Helikopter tempur canggih, CH-53K, merupakan helikopter tempur angkut pasukan atau senjata berat yang diterjunkan ke wilayah musuh. Keputusan Israel membeli CH-53K mengindikasikan skenario penerjunan pasukan elite Israel di wilayah tertentu di Iran.
Sementara Iran kemungkinan tak akan mengerahkan pesawat tempurnya melawan Israel. Sebab, pesawat Iran sudah usang dan kalah kelas dari F-35 milik Israel. Jika Iran nekat mengerahkan pesawat tempurnya, sama saja dengan bunuh diri karena akan sangat mudah dirontokkan oleh Israel.

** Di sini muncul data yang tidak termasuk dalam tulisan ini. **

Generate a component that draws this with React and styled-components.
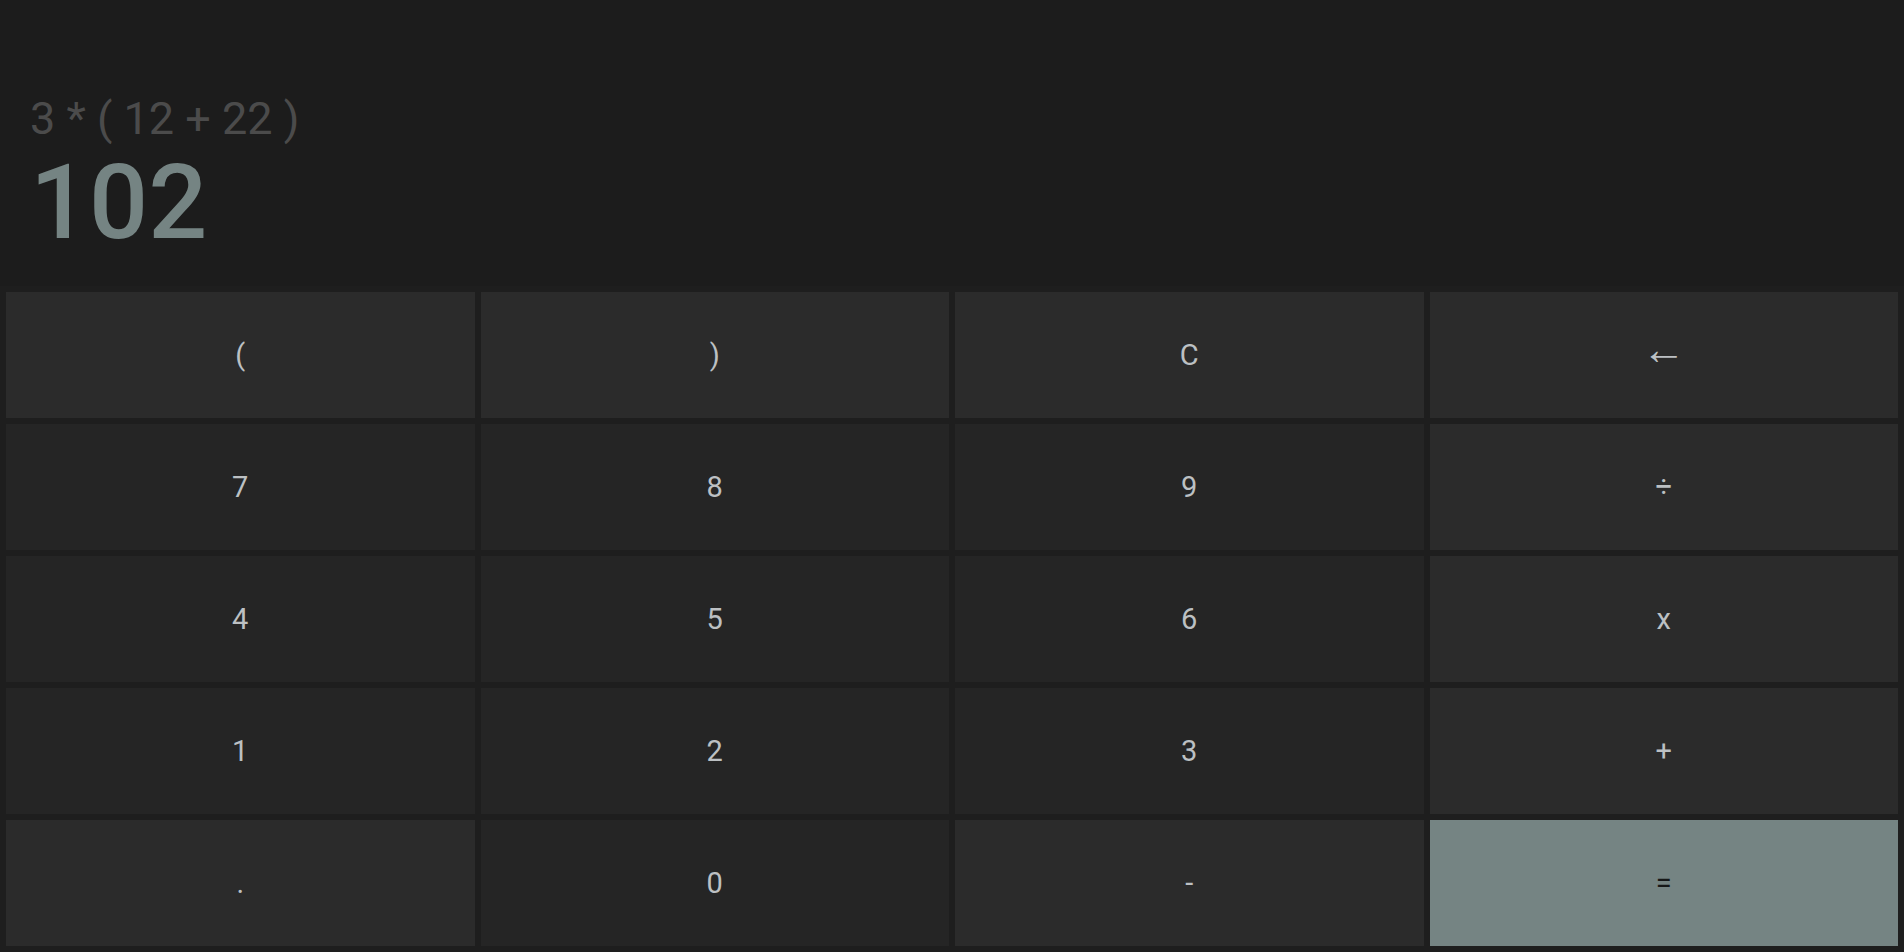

Baca juga : Rahasia Dapur Pesawat Tempur
Iran sampai saat ini masih mengandalkan pesawat tempur peninggalan era Shah Iran Pahlevi, seperti F-5 Tiger dan F-14 Tomcat buatan AS yang sudah usang. Ada juga pesawat buatan Rusia yang dibeli pasca-Eevolusi Iran pada 1979. Di antaranya adalah MiG-29, Sukhoi 24, dan Sukhoi 25. Ketiganya juga sudah tergolong usang.
Apabila pecah perang Iran-Israel, duel F-35 versus Khordad-3 dan Khordad-4, serta duel Shahab-3 versus Sejil vs Arrow-3 dan Iron Dome akan mendominasi.